┌──
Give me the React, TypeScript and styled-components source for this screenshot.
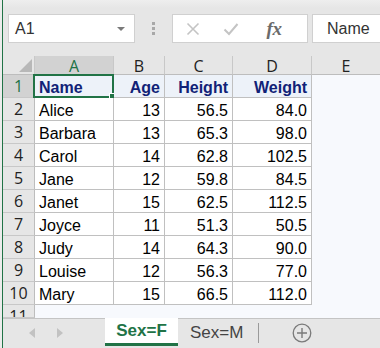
import { Fragment } from 'react'
import styled, { createGlobalStyle } from 'styled-components'

const GREEN = '#217346'

const GlobalStyle = createGlobalStyle`
  html, body {
    margin: 0;
    padding: 0;
    background: #e6e6e6;
  }
  * { box-sizing: border-box; }
`

const Frame = styled.div`
  width: 380px;
  height: 348px;
  overflow: hidden;
  padding-left: 2px;
  background: #ececec;
`

const Window = styled.div`
  height: 100%;
  border-left: 1px solid ${GREEN};
  display: flex;
  flex-direction: column;
  background: #e6e6e6;
  font-family: "Liberation Sans", Arial, sans-serif;
`

const Toolbar = styled.div`
  height: 56px;
  flex: none;
  display: flex;
  align-items: flex-start;
  padding-top: 14px;
  padding-left: 5px;
  background: linear-gradient(#eeeeee 0, #e6e6e6 8px);
`

const NameBox = styled.div`
  width: 127px;
  height: 29px;
  background: #fff;
  border: 1px solid #d0d0d0;
  display: flex;
  align-items: center;
  justify-content: space-between;
  padding: 0 9px 0 6px;
  font-size: 16px;
  color: #333;
`

const Caret = styled.span`
  width: 0;
  height: 0;
  border-left: 4px solid transparent;
  border-right: 4px solid transparent;
  border-top: 4px solid #7a7a7a;
`

const Grip = styled.div`
  width: 37px;
  height: 29px;
  display: flex;
  flex-direction: column;
  align-items: center;
  justify-content: center;
  gap: 2px;
  span {
    width: 3px;
    height: 3px;
    background: #a8a8a8;
  }
`

const FormulaButtons = styled.div`
  width: 136px;
  height: 29px;
  background: #fff;
  border: 1px solid #d0d0d0;
  display: flex;
  align-items: center;
  padding-left: 11px;
`

const IconSlot = styled.span<{ $w: number }>`
  width: ${p => p.$w}px;
  display: flex;
  align-items: center;
  justify-content: center;
`

const Fx = styled.span`
  font-family: "Liberation Serif", "Times New Roman", serif;
  font-style: italic;
  font-weight: bold;
  font-size: 19px;
  color: #6b6b6b;
  letter-spacing: -0.5px;
`

const FormulaInput = styled.div`
  flex: 1;
  height: 29px;
  margin-left: 4px;
  background: #fff;
  border: 1px solid #d0d0d0;
  border-right: none;
  display: flex;
  align-items: center;
  padding-left: 14px;
  font-size: 16px;
  color: #333;
`

const Sheet = styled.div`
  flex: 1;
  display: grid;
  grid-template-columns: 32px 79px 51px 68px 79px 1fr;
  grid-template-rows: 19px repeat(10, 23px) 1fr;
  overflow: hidden;
  background: #f7f9fd;
`

const Corner = styled.div`
  background: #e6e6e6;
  border-right: 1px solid #c8c8c8;
  border-bottom: 1px solid #bdbdbd;
  position: relative;
  &::after {
    content: '';
    position: absolute;
    right: 2px;
    bottom: 2px;
    width: 13px;
    height: 13px;
    background: #b8b8b8;
    clip-path: polygon(100% 0, 100% 100%, 0 100%);
  }
`

const ColHead = styled.div<{ $sel?: boolean; $last?: boolean }>`
  background: ${p => (p.$sel ? '#d2d2d2' : '#e6e6e6')};
  color: ${p => (p.$sel ? GREEN : '#222')};
  border-right: ${p => (p.$last ? 'none' : '1px solid #c8c8c8')};
  border-bottom: 1px solid #bdbdbd;
  font-family: "Open Sans", "Liberation Sans", sans-serif;
  font-size: 16px;
  line-height: 20px;
  text-align: center;
`

const RowHead = styled.div<{ $sel?: boolean }>`
  background: ${p => (p.$sel ? '#d2d2d2' : '#e6e6e6')};
  color: ${p => (p.$sel ? GREEN : '#222')};
  border-right: 1px solid #bdbdbd;
  border-bottom: 1px solid #c8c8c8;
  font-family: "Open Sans", "Liberation Sans", sans-serif;
  font-size: 16px;
  line-height: 21px;
  padding-top: 1px;
  text-align: center;
  overflow: hidden;
`

const Cell = styled.div<{ $head?: boolean; $num?: boolean; $active?: boolean }>`
  position: relative;
  background: ${p => (p.$head ? '#edf2f9' : '#fff')};
  color: ${p => (p.$head ? '#112277' : '#000')};
  font-weight: ${p => (p.$head ? 'bold' : 'normal')};
  text-align: ${p => (p.$num ? 'right' : 'left')};
  border-right: 1px solid #c0c0c0;
  border-bottom: 1px solid #c0c0c0;
  font-size: 16px;
  line-height: 21px;
  padding: 2px 4px 0 4px;
  white-space: nowrap;
  ${p =>
    p.$active &&
    `
    &::before {
      content: '';
      position: absolute;
      left: -2px;
      top: -1px;
      right: -1px;
      bottom: -1px;
      border: 2px solid ${GREEN};
    }
    &::after {
      content: '';
      position: absolute;
      right: -4px;
      bottom: -4px;
      width: 6px;
      height: 6px;
      background: ${GREEN};
      border: 1px solid #fff;
    }
  `}
`

const Blank = styled.div``

const TabBar = styled.div`
  height: 30px;
  flex: none;
  display: flex;
  align-items: stretch;
  background: #e6e6e6;
  border-top: 1px solid #c4c4c4;
`

const Nav = styled.div`
  width: 102px;
  display: flex;
  align-items: center;
  padding-left: 26px;
  gap: 22px;
  padding-bottom: 2px;
`

const Arrow = styled.span<{ $dir: 'left' | 'right' }>`
  width: 0;
  height: 0;
  border-top: 5px solid transparent;
  border-bottom: 5px solid transparent;
  ${p =>
    p.$dir === 'left'
      ? 'border-right: 6px solid #c2c2c2;'
      : 'border-left: 6px solid #c2c2c2;'}
`

const Tab = styled.div<{ $active?: boolean }>`
  width: ${p => (p.$active ? 73 : 80)}px;
  margin-top: ${p => (p.$active ? -1 : 0)}px;
  height: ${p => (p.$active ? 28 : 27)}px;
  background: ${p => (p.$active ? '#fff' : 'transparent')};
  border-bottom: ${p => (p.$active ? `3px solid ${GREEN}` : 'none')};
  color: ${p => (p.$active ? GREEN : '#444')};
  font-weight: ${p => (p.$active ? 'bold' : 'normal')};
  font-size: 17px;
  display: flex;
  align-items: center;
  justify-content: ${p => (p.$active ? 'center' : 'flex-start')};
  padding-left: ${p => (p.$active ? 0 : 12)}px;
  padding-top: 1px;
`

const TabDivider = styled.div`
  width: 1px;
  margin: 4px 0 5px;
  background: #9a9a9a;
`

const AddSheet = styled.div`
  width: 86px;
  display: flex;
  align-items: center;
  justify-content: center;
  padding-bottom: 2px;
`

const cols = ['A', 'B', 'C', 'D', 'E']

const rows: [string, number, number, number][] = [
  ['Alice', 13, 56.5, 84.0],
  ['Barbara', 13, 65.3, 98.0],
  ['Carol', 14, 62.8, 102.5],
  ['Jane', 12, 59.8, 84.5],
  ['Janet', 15, 62.5, 112.5],
  ['Joyce', 11, 51.3, 50.5],
  ['Judy', 14, 64.3, 90.0],
  ['Louise', 12, 56.3, 77.0],
  ['Mary', 15, 66.5, 112.0],
]

export default function App() {
  return (
    <Frame>
      <GlobalStyle />
      <Window>
        <Toolbar>
          <NameBox>
            <span>A1</span>
            <Caret />
          </NameBox>
          <Grip>
            <span />
            <span />
            <span />
          </Grip>
          <FormulaButtons>
            <IconSlot $w={18}>
              <svg width="14" height="14" viewBox="0 0 14 14">
                <path d="M1.5 1.5 L12.5 12.5 M12.5 1.5 L1.5 12.5" stroke="#c4c4c4" strokeWidth="1.6" fill="none" />
              </svg>
            </IconSlot>
            <IconSlot $w={58}>
              <svg width="16" height="14" viewBox="0 0 16 14">
                <path d="M1.5 7.5 L6 12 L14.5 2" stroke="#c4c4c4" strokeWidth="2" fill="none" />
              </svg>
            </IconSlot>
            <IconSlot $w={28}>
              <Fx>fx</Fx>
            </IconSlot>
          </FormulaButtons>
          <FormulaInput>Name</FormulaInput>
        </Toolbar>
        <Sheet>
          <Corner />
          {cols.map((c, i) => (
            <ColHead key={c} $sel={i === 0} $last={c === 'E'}>
              {c}
            </ColHead>
          ))}

          <RowHead $sel>1</RowHead>
          <Cell $head $active>Name</Cell>
          <Cell $head $num>Age</Cell>
          <Cell $head $num>Height</Cell>
          <Cell $head $num>Weight</Cell>
          <Blank />

          {rows.map(([name, age, h, w], i) => (
            <Fragment key={name}>
              <RowHead>{i + 2}</RowHead>
              <Cell>{name}</Cell>
              <Cell $num>{age}</Cell>
              <Cell $num>{h.toFixed(1)}</Cell>
              <Cell $num>{w.toFixed(1)}</Cell>
              <Blank />
            </Fragment>
          ))}

          <RowHead>11</RowHead>
        </Sheet>
        <TabBar>
          <Nav>
            <Arrow $dir="left" />
            <Arrow $dir="right" />
          </Nav>
          <Tab $active>Sex=F</Tab>
          <Tab>Sex=M</Tab>
          <TabDivider />
          <AddSheet>
            <svg width="20" height="20" viewBox="0 0 20 20">
              <circle cx="10" cy="10" r="8.8" stroke="#7a7a7a" strokeWidth="1.3" fill="none" />
              <path d="M10 5 V15 M5 10 H15" stroke="#7a7a7a" strokeWidth="1.4" />
            </svg>
          </AddSheet>
        </TabBar>
      </Window>
    </Frame>
  )
}
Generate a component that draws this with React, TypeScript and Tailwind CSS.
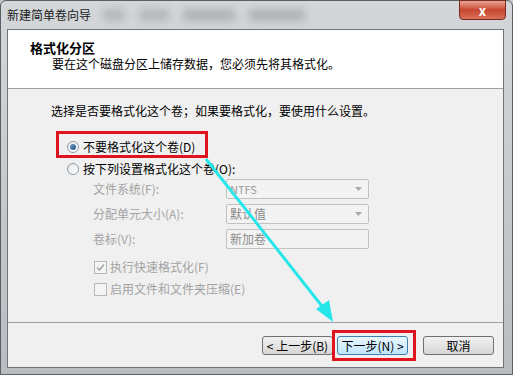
// New Simple Volume wizard — "format partition" step, with annotation
// overlays (red highlight boxes and a cyan arrow) as in the screenshot.

const font = { fontFamily: '"Noto Sans CJK SC", "Liberation Sans", sans-serif' };

function Radio({ checked }: { checked?: boolean }) {
  return (
    <span className="flex h-[12px] w-[12px] items-center justify-center rounded-full border border-[#8e9aa6] bg-gradient-to-br from-[#e6e9ec] to-[#ffffff]">
      {checked && (
        <span className="h-[6px] w-[6px] rounded-full bg-gradient-to-br from-[#6fa0c9] to-[#1d4f80]" />
      )}
    </span>
  );
}

function Check({ checked }: { checked?: boolean }) {
  return (
    <span className="flex h-[13px] w-[13px] items-center justify-center border border-[#b8b8b8] bg-[#f4f4f4]">
      {checked && (
        <svg width="9" height="9" viewBox="0 0 9 9">
          <path d="M1 4.5 L3.5 7 L8 1.5" fill="none" stroke="#a8a8a8" strokeWidth="1.6" />
        </svg>
      )}
    </span>
  );
}

function Field({ label, value, select }: { label: string; value: string; select?: boolean }) {
  return (
    <div className="flex h-[20px] items-center">
      <span className="w-[133px] text-[12px] text-[#a3a3a3]">{label}</span>
      <div className="flex h-[20px] w-[143px] items-center justify-between rounded-[2px] border border-[#c2c2c2] bg-[#f3f3f3] pl-[3px] pr-[6px]">
        <span className={value === "NTFS" ? "text-[11px] text-[#9a9a9a]" : "text-[12px] text-[#8a8a8a]"}>
          {value}
        </span>
        {select && (
          <svg width="7" height="4" viewBox="0 0 7 4">
            <path d="M0 0 H7 L3.5 4 Z" fill="#a8a8a8" />
          </svg>
        )}
      </div>
    </div>
  );
}

function Button({ children, focused }: { children: React.ReactNode; focused?: boolean }) {
  return (
    <div
      className={`flex h-[19px] w-[71px] items-center justify-center rounded-[3px] border text-[12px] text-black ${
        focused
          ? "border-[#3c7fb1] bg-gradient-to-b from-[#eaf6fd] to-[#bee6fd]"
          : "border-[#707070] bg-gradient-to-b from-[#f2f2f2] to-[#d5d5d5]"
      }`}
    >
      {children}
    </div>
  );
}

export default function App() {
  return (
    <div style={font} className="relative h-[375px] w-[513px] overflow-hidden bg-[#c4c8cc] leading-none">
      <div className="flex h-full flex-col rounded-t-[6px] border border-[#5a5f66] bg-gradient-to-b from-[#d3d7da] via-[#c6cacd] to-[#b9bdc1]">
        {/* title bar */}
        <div className="relative flex h-[28px] shrink-0 items-center pl-[6px]">
          <span className="text-[12px] text-[#1a1a1a]">新建简单卷向导</span>
          <div className="ml-[12px] flex gap-[14px] opacity-30 blur-[4px]">
            <span className="h-[12px] w-[22px] bg-[#6b6f73]" />
            <span className="h-[12px] w-[30px] bg-[#6b6f73]" />
            <span className="h-[12px] w-[52px] bg-[#5a5e62]" />
            <span className="h-[12px] w-[56px] bg-[#5a5e62]" />
          </div>
          <div className="absolute right-[6px] top-[-1px] flex h-[20px] w-[47px] items-center justify-center rounded-b-[4px] border border-[#7a2a20] bg-gradient-to-b from-[#e8a493] via-[#c7462f] to-[#d9705a]">
            <span className="text-[13px] font-bold text-white">x</span>
          </div>
        </div>

        {/* client area */}
        <div className="mb-[6px] ml-[6px] mr-[8px] flex flex-1 flex-col border border-[#6f747a] bg-[#f0f0f0]">
          <div className="h-[59px] shrink-0 border-b border-[#a0a0a0] bg-white pl-[22px] pt-[10px]">
            <div className="text-[13px] font-bold leading-[16px] text-black">格式化分区</div>
            <div className="pl-[22px] text-[12px] leading-[16px] text-black">
              要在这个磁盘分区上储存数据，您必须先将其格式化。
            </div>
          </div>

          <div className="flex-1 pl-[43px] pt-[14px]">
            <div className="text-[12px] leading-[16px] text-black">
              选择是否要格式化这个卷；如果要格式化，要使用什么设置。
            </div>

            <div className="relative mt-[20px] flex h-[16px] items-center gap-[4px] pl-[16px]">
              <Radio checked />
              <span className="text-[12px] text-black">不要格式化这个卷(D)</span>
              <div className="absolute left-[5px] top-[-8px] h-[27px] w-[152px] border-[3px] border-[#e0141e]" />
            </div>
            <div className="mt-[6px] flex h-[16px] items-center gap-[4px] pl-[16px]">
              <Radio />
              <span className="text-[12px] text-black">按下列设置格式化这个卷(O):</span>
            </div>

            <div className="mt-[2px] flex flex-col gap-[5px] pl-[42px]">
              <Field label="文件系统(F):" value="NTFS" select />
              <Field label="分配单元大小(A):" value="默认值" select />
              <Field label="卷标(V):" value="新加卷" />
            </div>

            <div className="mt-[11px] flex flex-col gap-[8px] pl-[43px]">
              <div className="flex h-[14px] items-center gap-[3px]">
                <Check checked />
                <span className="text-[12px] text-[#a3a3a3]">执行快速格式化(F)</span>
              </div>
              <div className="flex h-[14px] items-center gap-[3px]">
                <Check />
                <span className="text-[12px] text-[#a3a3a3]">启用文件和文件夹压缩(E)</span>
              </div>
            </div>
          </div>

          <div className="h-[45px] shrink-0 border-t border-[#a0a0a0]">
            <div className="flex justify-end pr-[9px] pt-[13px]">
              <Button>&lt; 上一步(B)</Button>
              <div className="relative ml-[4px]">
                <Button focused>下一步(N) &gt;</Button>
                <div className="absolute left-[-5px] top-[-6px] h-[31px] w-[84px] border-[3px] border-[#e0141e]" />
              </div>
              <div className="ml-[15px]">
                <Button>取消</Button>
              </div>
            </div>
          </div>
        </div>
      </div>

      {/* annotation arrow */}
      <svg className="pointer-events-none absolute left-0 top-0" width="513" height="375">
        <line x1="206" y1="159" x2="325" y2="310" stroke="#26e6ea" strokeWidth="3" />
        <polygon points="333,322 316,309 329,300" fill="#26e6ea" />
      </svg>
    </div>
  );
}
└──
EXERCISE GOAL — Transcribe the entries from their first line to the line that holds "const GREEN = '#217346'", both included, and skip every picture.

THE RESULT —
Give me the React, TypeScript and styled-components source for this screenshot.
import { Fragment } from 'react'
import styled, { createGlobalStyle } from 'styled-components'

const GREEN = '#217346'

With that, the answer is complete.